格非说,今天这个时代,老成、狡诈,我们不可能轻易驾驭它,对个体而讲,今天是个强大得多的对手。从这个角度来讲,端午要面对的挑战肯定比秀米和谭功达更孤绝。正因为如此,他的坚持才更有价值。

因此格非给《春尽江南》一个大团圆的结局。谭端午戒了烟,也读完了欧阳修的《新五代史》,开始写小说,故事的开始是普济的小农村。并将20年前留给李秀蓉的诗《祭台上的月亮》续写成了长诗《睡莲》。

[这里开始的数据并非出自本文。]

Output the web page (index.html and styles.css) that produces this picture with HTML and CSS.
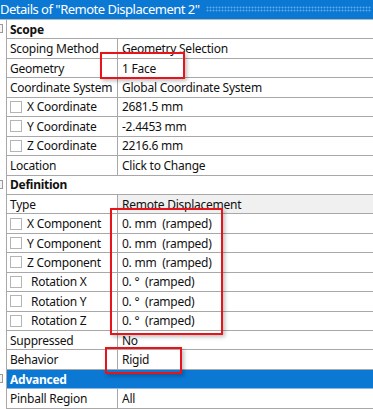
FILE: index.html
```html
<!DOCTYPE html>
<html lang="en">
<head>
  <meta charset="UTF-8" />
  <title>Details of "Remote Displacement 2"</title>
  <link rel="stylesheet" href="styles.css">
</head>
<body>

<div class="panel">
  <div class="titlebar">
    <span class="title">Details of "Remote Displacement 2"</span>
    <span class="grip"></span>
  </div>

  <div class="row group">
    <div class="gutter"><span class="toggle"></span></div>
    <div class="head">Scope</div>
  </div>
  <div class="row">
    <div class="gutter"></div>
    <div class="label">Scoping Method</div>
    <div class="value">Geometry Selection</div>
  </div>
  <div class="row">
    <div class="gutter"></div>
    <div class="label">Geometry</div>
    <div class="value">1 Face</div>
  </div>
  <div class="row">
    <div class="gutter"></div>
    <div class="label">Coordinate System</div>
    <div class="value">Global Coordinate System</div>
  </div>
  <div class="row">
    <div class="gutter"></div>
    <div class="label"><span class="check"></span>X Coordinate</div>
    <div class="value">2681.5 mm</div>
  </div>
  <div class="row">
    <div class="gutter"></div>
    <div class="label"><span class="check"></span>Y Coordinate</div>
    <div class="value">-2.4453 mm</div>
  </div>
  <div class="row">
    <div class="gutter"></div>
    <div class="label"><span class="check"></span>Z Coordinate</div>
    <div class="value">2216.6 mm</div>
  </div>
  <div class="row">
    <div class="gutter"></div>
    <div class="label">Location</div>
    <div class="value">Click to Change</div>
  </div>

  <div class="row group">
    <div class="gutter"><span class="toggle"></span></div>
    <div class="head">Definition</div>
  </div>
  <div class="row">
    <div class="gutter"></div>
    <div class="label">Type</div>
    <div class="value readonly">Remote Displacement</div>
  </div>
  <div class="row">
    <div class="gutter"></div>
    <div class="label"><span class="check"></span>X Component</div>
    <div class="value">0. mm&nbsp; (ramped)</div>
  </div>
  <div class="row">
    <div class="gutter"></div>
    <div class="label"><span class="check"></span>Y Component</div>
    <div class="value">0. mm&nbsp; (ramped)</div>
  </div>
  <div class="row">
    <div class="gutter"></div>
    <div class="label"><span class="check"></span>Z Component</div>
    <div class="value">0. mm&nbsp; (ramped)</div>
  </div>
  <div class="row">
    <div class="gutter"></div>
    <div class="label"><span class="check wide"></span>Rotation X</div>
    <div class="value">0. °&nbsp; (ramped)</div>
  </div>
  <div class="row">
    <div class="gutter"></div>
    <div class="label"><span class="check wide"></span>Rotation Y</div>
    <div class="value">0. °&nbsp; (ramped)</div>
  </div>
  <div class="row">
    <div class="gutter"></div>
    <div class="label"><span class="check wide"></span>Rotation Z</div>
    <div class="value">0. °&nbsp; (ramped)</div>
  </div>
  <div class="row">
    <div class="gutter"></div>
    <div class="label">Suppressed</div>
    <div class="value">No</div>
  </div>
  <div class="row">
    <div class="gutter"></div>
    <div class="label">Behavior</div>
    <div class="value">Rigid</div>
  </div>

  <div class="row group selected">
    <div class="gutter"><span class="toggle"></span></div>
    <div class="head">Advanced</div>
  </div>
  <div class="row">
    <div class="gutter"></div>
    <div class="label">Pinball Region</div>
    <div class="value">All</div>
  </div>

  <!-- annotation boxes -->
  <div class="mark mark-geometry"></div>
  <div class="mark mark-components"></div>
  <div class="mark mark-behavior"></div>
</div>

</body>
</html>
```

FILE: styles.css
```css
body {
  margin: 0;
  background: #ffffff;
  font-family: "Noto Sans", "Open Sans", sans-serif;
  font-size: 12px;
  letter-spacing: -0.25px;
  color: #111;
  overflow: hidden;
}
.panel {
  position: relative;
  width: 373px;
  height: 409px;
  overflow: hidden;
}
.titlebar {
  height: 19px;
  background: #0b78d4;
  border-bottom: 1px solid #b9b9b9;
  display: flex;
  align-items: center;
  color: white;
}
.title {
  font-size: 13px;
  letter-spacing: -0.5px;
  white-space: nowrap;
  margin-left: 0;
  margin-top: -1px;
}
.grip {
  flex: 1;
  height: 6px;
  margin: 0 2px 2px 6px;
  background-image: radial-gradient(circle, #5ea8e6 0.9px, transparent 1.1px);
  background-size: 3px 3px;
}
.row {
  display: flex;
  height: 19.45px;
}
.gutter {
  width: 6px;
  flex-shrink: 0;
  border-right: 1px solid #a8a8a8;
  position: relative;
}
.toggle {
  position: absolute;
  left: -6px;
  top: 4px;
  width: 9px;
  height: 9px;
  box-sizing: border-box;
  border: 1px solid #9a9a9a;
  background: #f4f4f4;
}
.label,
.value,
.head {
  box-sizing: border-box;
  border-bottom: 1px solid #a8a8a8;
  display: flex;
  align-items: center;
  white-space: nowrap;
  overflow: hidden;
}
.label {
  width: 111px;
  flex-shrink: 0;
  padding-left: 3px;
  border-right: 1px solid #a8a8a8;
}
.value {
  flex: 1;
  padding-left: 4px;
}
.value.readonly {
  background: #f0f0f0;
}
.head {
  flex: 1;
  padding-left: 3px;
  font-weight: bold;
}
.group.selected .head {
  background: #0b78d4;
  color: white;
  border-bottom-color: #8fb8de;
}
.check {
  width: 12px;
  height: 12px;
  box-sizing: border-box;
  border: 1px solid #b4b4b4;
  background: white;
  margin-left: 0;
  margin-right: 5px;
  flex-shrink: 0;
}
.check.wide {
  margin-right: 9px;
}
.mark {
  position: absolute;
  border: 2px solid #e8141b;
  box-shadow: 2px 2px 4px rgba(0, 0, 0, 0.25);
}
.mark-geometry {
  left: 100px;
  top: 52px;
  width: 81px;
  height: 23px;
}
.mark-components {
  left: 110px;
  top: 208px;
  width: 109px;
  height: 123px;
}
.mark-behavior {
  left: 105px;
  top: 347px;
  width: 73px;
  height: 23px;
}
```
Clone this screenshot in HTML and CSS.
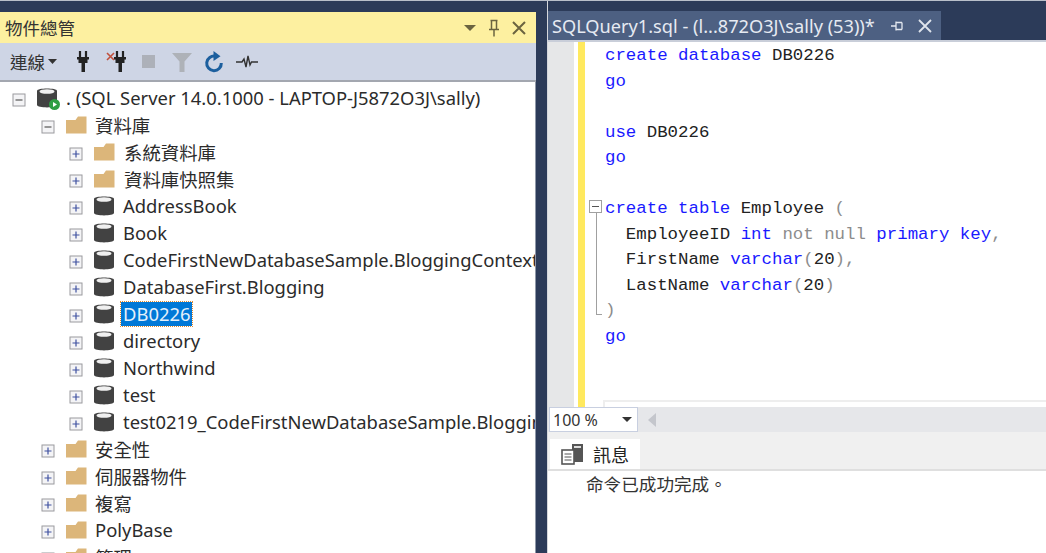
FILE: index.html
```html
<!DOCTYPE html>
<html lang="zh-Hant">
<head>
<meta charset="utf-8">
<title>SSMS</title>
<link rel="stylesheet" href="styles.css">
</head>
<body>
<svg class="defs" width="0" height="0" aria-hidden="true">
  <symbol id="plus" viewBox="0 0 14 14"><rect x="1" y="1" width="12" height="12" fill="#f4f4f6" stroke="#9a9a9e"/><path d="M3.5 7h7M7 3.5v7" stroke="#3f51a0" stroke-width="1.2"/></symbol>
  <symbol id="minus" viewBox="0 0 14 14"><rect x="1" y="1" width="12" height="12" fill="#f4f4f6" stroke="#9a9a9e"/><path d="M3.5 7h7" stroke="#555" stroke-width="1.2"/></symbol>
  <symbol id="folder" viewBox="0 0 21 18"><path d="M0 4h9.500L12 0.500h8.500V17.500H0z" fill="#dcb67a"/></symbol>
  <symbol id="db" viewBox="0 0 20 22"><path d="M0 4C0 .8 20 .8 20 4V18C20 21.200 0 21.200 0 18z" fill="#424242"/><ellipse cx="10" cy="4.500" rx="7.500" ry="2.300" fill="#f0f0f0"/></symbol>
  <symbol id="plug" viewBox="0 0 12 21"><path d="M3 0v6M9 0v6" stroke="#222" stroke-width="2.200"/><path d="M0 6h12v2.500h-1.500V12H8v9H4.500v-9H1.500V8.500H0z" fill="#222"/></symbol>
</svg>
<div class="app">
  <section class="explorer">
    <div class="explorer-top"></div>
    <header class="title-bar">
      <span class="title-text">物件總管</span>
      <span class="title-tools">
        <svg width="14" height="8" viewBox="0 0 14 8"><path d="M1 1h12L7 7z" fill="#6b6440"/></svg>
        <svg width="14" height="18" viewBox="0 0 14 18"><path d="M3.500 1.500h7M4.500 1.500v9M9.500 1.500v9M2 10.500h10M7 10.500v7" stroke="#6b6440" stroke-width="1.500" fill="none"/></svg>
        <svg width="16" height="16" viewBox="0 0 16 16"><path d="M2 2l12 12M14 2L2 14" stroke="#6b6440" stroke-width="2"/></svg>
      </span>
    </header>
    <div class="toolbar">
      <span class="connect">連線</span>
      <svg class="caret" width="9" height="5" viewBox="0 0 9 5"><path d="M0 0h9L4.500 5z" fill="#333"/></svg>
      <svg class="tool-plug" width="12" height="21"><use href="#plug"/></svg>
      <span class="tool-x-plug">
        <svg class="tool-x" width="9" height="9" viewBox="0 0 9 9"><path d="M1 1l7 7M8 1L1 8" stroke="#c0503c" stroke-width="1.600"/></svg>
        <svg width="12" height="21"><use href="#plug"/></svg>
      </span>
      <span class="tool-stop"></span>
      <svg class="tool-filter" width="20" height="20" viewBox="0 0 20 20"><path d="M0 1h20l-7.500 8.500V20h-5V9.500z" fill="#aeb2b8"/></svg>
      <svg class="tool-refresh" width="20" height="22" viewBox="0 0 20 22"><path d="M11.500 5.200A7.300 7.300 0 1 0 17.300 12" fill="none" stroke="#1c5f9e" stroke-width="3"/><path d="M9.500 0l7 5.300-7 4.700z" fill="#1c5f9e"/></svg>
      <svg class="tool-pulse" width="22" height="14" viewBox="0 0 22 14"><path d="M0 7h6l2-3 2 8 2-11 2 9 1.500-3H22" fill="none" stroke="#333" stroke-width="1.400"/></svg>
    </div>
    <ul class="tree">
      <li class="row"><svg class="exp" width="14" height="14"><use href="#minus"/></svg><span class="server-icon"><svg width="20" height="22"><use href="#db"/></svg><svg class="run-badge" width="11" height="11" viewBox="0 0 11 11"><circle cx="5.500" cy="5.500" r="5.500" fill="#2f9e44"/><path d="M4 3l4 2.500L4 8z" fill="#fff"/></svg></span><span class="label">. (SQL Server 14.0.1000 - LAPTOP-J5872O3J\sally)</span></li>
      <li class="row l1"><svg class="exp" width="14" height="14"><use href="#minus"/></svg><svg class="ico" width="21" height="18"><use href="#folder"/></svg><span class="label">資料庫</span></li>
      <li class="row l2"><svg class="exp" width="14" height="14"><use href="#plus"/></svg><svg class="ico" width="21" height="18"><use href="#folder"/></svg><span class="label">系統資料庫</span></li>
      <li class="row l2"><svg class="exp" width="14" height="14"><use href="#plus"/></svg><svg class="ico" width="21" height="18"><use href="#folder"/></svg><span class="label">資料庫快照集</span></li>
      <li class="row l2"><svg class="exp" width="14" height="14"><use href="#plus"/></svg><svg class="ico" width="20" height="22"><use href="#db"/></svg><span class="label">AddressBook</span></li>
      <li class="row l2"><svg class="exp" width="14" height="14"><use href="#plus"/></svg><svg class="ico" width="20" height="22"><use href="#db"/></svg><span class="label">Book</span></li>
      <li class="row l2"><svg class="exp" width="14" height="14"><use href="#plus"/></svg><svg class="ico" width="20" height="22"><use href="#db"/></svg><span class="label">CodeFirstNewDatabaseSample.BloggingContext</span></li>
      <li class="row l2"><svg class="exp" width="14" height="14"><use href="#plus"/></svg><svg class="ico" width="20" height="22"><use href="#db"/></svg><span class="label">DatabaseFirst.Blogging</span></li>
      <li class="row l2"><svg class="exp" width="14" height="14"><use href="#plus"/></svg><svg class="ico" width="20" height="22"><use href="#db"/></svg><span class="label selected">DB0226</span></li>
      <li class="row l2"><svg class="exp" width="14" height="14"><use href="#plus"/></svg><svg class="ico" width="20" height="22"><use href="#db"/></svg><span class="label">directory</span></li>
      <li class="row l2"><svg class="exp" width="14" height="14"><use href="#plus"/></svg><svg class="ico" width="20" height="22"><use href="#db"/></svg><span class="label">Northwind</span></li>
      <li class="row l2"><svg class="exp" width="14" height="14"><use href="#plus"/></svg><svg class="ico" width="20" height="22"><use href="#db"/></svg><span class="label">test</span></li>
      <li class="row l2"><svg class="exp" width="14" height="14"><use href="#plus"/></svg><svg class="ico" width="20" height="22"><use href="#db"/></svg><span class="label">test0219_CodeFirstNewDatabaseSample.Bloggin</span></li>
      <li class="row l1"><svg class="exp" width="14" height="14"><use href="#plus"/></svg><svg class="ico" width="21" height="18"><use href="#folder"/></svg><span class="label">安全性</span></li>
      <li class="row l1"><svg class="exp" width="14" height="14"><use href="#plus"/></svg><svg class="ico" width="21" height="18"><use href="#folder"/></svg><span class="label">伺服器物件</span></li>
      <li class="row l1"><svg class="exp" width="14" height="14"><use href="#plus"/></svg><svg class="ico" width="21" height="18"><use href="#folder"/></svg><span class="label">複寫</span></li>
      <li class="row l1"><svg class="exp" width="14" height="14"><use href="#plus"/></svg><svg class="ico" width="21" height="18"><use href="#folder"/></svg><span class="label">PolyBase</span></li>
      <li class="row l1"><svg class="exp" width="14" height="14"><use href="#plus"/></svg><svg class="ico" width="21" height="18"><use href="#folder"/></svg><span class="label">管理</span></li>
    </ul>
  </section>
  <section class="query">
    <div class="tab-strip">
      <div class="doc-tab">
        <span class="doc-title">SQLQuery1.sql - (l...872O3J\sally (53))*</span>
        <svg width="14" height="12" viewBox="0 0 14 12"><path d="M1 6h5M6 1.500v9M6 2.500h6M6 9.500h6M12 2.500v7" fill="none" stroke="#e4e8f0" stroke-width="1.300"/></svg>
        <svg width="14" height="14" viewBox="0 0 14 14"><path d="M1 1l12 12M13 1L1 13" stroke="#dfe4ec" stroke-width="1.800"/></svg>
      </div>
    </div>
    <div class="editor">
      <div class="gutter"></div>
      <div class="change-bar"></div>
      <div class="code-area">
        <pre class="code"><span class="fold-slot"></span><span class="k">create database</span> DB0226
<span class="fold-slot"></span><span class="k">go</span>

<span class="fold-slot"></span><span class="k">use</span> DB0226
<span class="fold-slot"></span><span class="k">go</span>

<span class="fold-slot"><svg class="fold-box" width="13" height="13" viewBox="0 0 13 13"><rect x=".5" y=".5" width="12" height="12" fill="#fff" stroke="#a0a0a0"/><path d="M3 6.500h7" stroke="#555"/></svg><span class="fold-line"></span></span><span class="k">create table</span> Employee <span class="g">(</span>
<span class="fold-slot"></span>  EmployeeID <span class="k">int</span> <span class="g">not null</span> <span class="k">primary key</span><span class="g">,</span>
<span class="fold-slot"></span>  FirstName <span class="k">varchar</span><span class="g">(</span>20<span class="g">),</span>
<span class="fold-slot"></span>  LastName <span class="k">varchar</span><span class="g">(</span>20<span class="g">)</span>
<span class="fold-slot"></span><span class="g">)</span>
<span class="fold-slot"></span><span class="k">go</span></pre>
        <div class="peek"></div>
      </div>
    </div>
    <div class="zoom-bar">
      <div class="zoom-combo"><span>100 %</span><svg width="10" height="5" viewBox="0 0 10 5"><path d="M0 0h10L5 5z" fill="#333"/></svg></div>
      <svg class="scroll-left" width="8" height="14" viewBox="0 0 8 14"><path d="M8 0v14L0 7z" fill="#c4c6cc"/></svg>
    </div>
    <div class="result-tabs">
      <div class="result-tab">
        <svg width="23" height="22" viewBox="0 0 23 22"><rect x="11" y="1" width="11" height="18" fill="#555"/><rect x="13" y="3" width="7" height="2" fill="#ddd"/><rect x="1" y="7" width="12" height="14" fill="#fff" stroke="#555" stroke-width="1.600"/><path d="M3.500 11h7M3.500 14h7M3.500 17h7" stroke="#555"/></svg>
        <span>訊息</span>
      </div>
    </div>
    <div class="messages">命令已成功完成。</div>
  </section>
</div>
</body>
</html>
```
FILE: styles.css
```css
* { box-sizing: border-box; }
html, body { margin: 0; padding: 0; height: 100%; overflow: hidden; }
body { background: #2c3b59; font-family: "Noto Sans", "Noto Sans CJK TC", sans-serif; color: #222; }
.defs { display: block; position: absolute; }
.app { display: flex; width: 1046px; height: 553px; border-top: 1px solid #b9bfca; }
.explorer { width: 536px; flex: none; display: flex; flex-direction: column; overflow: hidden; }
.explorer-top { height: 11px; flex: none; background: #2c3b59; }
.title-bar { height: 31px; flex: none; display: flex; align-items: center; justify-content: space-between; padding: 0 9px 0 5px; background: #fdf0a0; }
.title-text { font-size: 17.5px; color: #333; }
.title-tools { display: flex; align-items: center; gap: 10px; }
.toolbar { height: 39px; flex: none; display: flex; align-items: center; padding-left: 10px; background: #ced5e5; border-bottom: 2px solid #a3a7b0; }
.connect { font-size: 17.5px; color: #333; }
.caret { margin-left: 3px; }
.tool-plug { margin-left: 20px; }
.tool-x-plug { margin-left: 17px; display: flex; align-items: flex-start; }
.tool-x { margin-top: 1px; margin-right: -1px; }
.tool-stop { width: 13px; height: 13px; margin-left: 16px; background: #adb1b9; }
.tool-filter { margin-left: 17px; }
.tool-refresh { margin-left: 12px; }
.tool-pulse { margin-left: 12px; }
.tree { list-style: none; margin: 0; padding: 2px 0 0 12px; flex: 1; background: #fff; border-right: 1px solid #8f98a8; overflow: hidden; }
.row { height: 27px; display: flex; align-items: center; white-space: nowrap; font-size: 18.4px; }
.l1 { padding-left: 29px; }
.l2 { padding-left: 57px; }
.exp { flex: none; margin-top: 5px; }
.server-icon { position: relative; display: flex; margin-left: 11px; flex: none; }
.run-badge { position: absolute; right: -3px; bottom: -1px; }
.ico { flex: none; margin-left: 11px; }
.label { margin-left: 7px; padding: 0 2px; color: #2b2b2b; min-width: 0; overflow: hidden; }
.l1 .label { margin-left: 6px; }
.selected { background: #0078d7; color: #e4f0fb; outline: 1px dotted #e08a30; line-height: 24px; }
.query { flex: 1; min-width: 0; display: flex; flex-direction: column; margin-left: 11px; background: #fff; border-left: 1px solid #d5d7dc; }
.tab-strip { height: 41px; flex: none; padding-top: 10px; background: #2c3b59; border-bottom: 2px solid #c9ced9; }
.doc-tab { width: 393px; height: 29px; display: flex; align-items: center; padding-left: 4px; background: #4d6082; color: #e6eaf2; font-size: 18.2px; white-space: nowrap; }
.doc-title { width: 338px; }
.doc-tab svg + svg { margin-left: 14px; }
.editor { height: 365px; flex: none; display: flex; overflow: hidden; }
.gutter { width: 26px; flex: none; background: #e6e7e8; }
.change-bar { width: 7px; margin-left: 4px; flex: none; background: #ffe95e; }
.code-area { flex: 1; min-width: 0; position: relative; }
.code { margin: 0; padding-top: 1px; font-family: "Liberation Mono", monospace; font-size: 17.4px; line-height: 25.5px; color: #222; white-space: pre; }
.fold-slot { display: inline-block; width: 20px; position: relative; }
.fold-box { position: absolute; left: 4px; top: -13px; }
.fold-line { position: absolute; left: 11px; top: 0; width: 6px; height: 102px; border-left: 1px solid #a0a0a0; border-bottom: 1px solid #a0a0a0; }
.peek { position: absolute; left: 18px; right: 0; bottom: 0; height: 7px; border-top: 2px solid #eeeeee; border-left: 2px solid #eeeeee; }
.k { color: #1a1aff; }
.g { color: #8c8c8c; }
.zoom-bar { height: 25px; flex: none; display: flex; align-items: center; background: #e6e7ea; }
.zoom-combo { width: 89px; height: 25px; display: flex; align-items: center; justify-content: space-between; margin-left: 1px; padding: 0 5px 0 3px; background: #fff; border: 1px solid #c8cfe0; font-size: 16px; color: #333; }
.scroll-left { margin-left: 10px; }
.result-tabs { height: 39px; flex: none; padding: 7px 0 0 2px; background: #f0f0f0; border-bottom: 2px solid #dfdfdf; }
.result-tab { width: 90px; height: 30px; display: flex; align-items: center; gap: 9px; padding-left: 11px; background: #fff; font-size: 18px; color: #222; }
.messages { flex: 1; padding: 1px 0 0 38px; font-size: 17.6px; color: #333; line-height: 24px; }
```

这表明了诗人不再只沉浸在个人的净土,他将完成自我身份的回归和责任担当,不再躲避,不再成为事不关己的局外人。只要知识分子的高举理性的旗子,将人文情怀延续下去,乌托邦的精神就永远不会消失。

就如学者洪治纲说,就《春尽江南》而言,格非并不是想高举乌托邦的大旗,与失序的现实进行唐吉诃德的战斗,而是要通过一些令人敬畏的人物,质疑我们日趋荒漠的内心生活,并传达梦想对于我们的重要。

绿珠也从云南龙孜到了鹤浦,准备在一家街道办的幼儿园当老师,过一种踏实而又朴素的生活。精神病院被拆迁了,王元庆也回家生活了。

都市社会的乱象似乎一切都回到了正常的轨道。“乌托邦”的理想终将开始下一个轮回,知识分子的追寻永远都在路上。“江南无春”的时代困境这都是暂时的,只要我们重新高举理性科学的昂扬的时代精神,“春风”终将又会“绿江南”。